← Back to context

Comment by gonzobonzo

7 days ago

I agree with you but I'll go a step further - these benchmarks are a good example of how far we are from AGI.

A good base test would be to give a manager a mixed team of remote workers, half being human and half being AI, and seeing if the manager or any of the coworkers would be able to tell the difference. We wouldn't be able to say that AI that passed that test would necessarily be AGI, since we would have to test it in other situations. But we could say that AI that couldn't pass that test wouldn't qualify, since it wouldn't be able to successfully accomplish some tasks that humans are able to.

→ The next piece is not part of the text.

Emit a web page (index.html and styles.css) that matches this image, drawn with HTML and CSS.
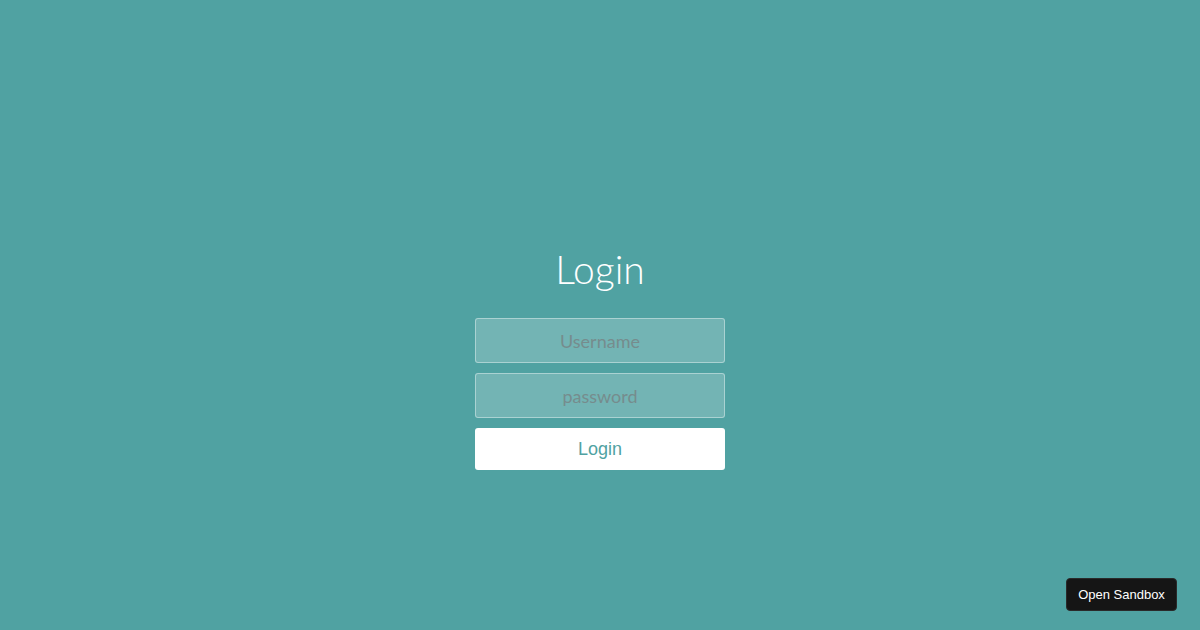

But of course, current AI is nowhere near that level yet. We're left with benchmarks, because we all know how far away we are from actual AGI.

The AGI test I think makes sense is to put it in a robot body and let it navigate the world. Can I take the robot to my back yard and have it weed my vegetable garden? Can I show it how to fold my laundry? Can I take it to the grocery store and tell it "go pick up 4 yellow bananas and two avocados that will be ready to eat in the next day or two, and then meet me in dairy"? Can I ask it to dice an onion for me during meal prep?

These are all things my kids would do when they were pretty young.

  • I agree, I think of that as the next level beyond the digital assistant test - a physical assistant test. Once there are sufficiently capable robots, hook one up to the AI. Tell it to mow your lawn, drive your car to the mechanic and have the mechanic to get checked, box up an item, take it to the post office, and have it shiped, pick up your dry cleaning, buy ingredients from a grocery store, cook dinner, etc. Basic tasks an low-skilled worker would do as someone's assistant.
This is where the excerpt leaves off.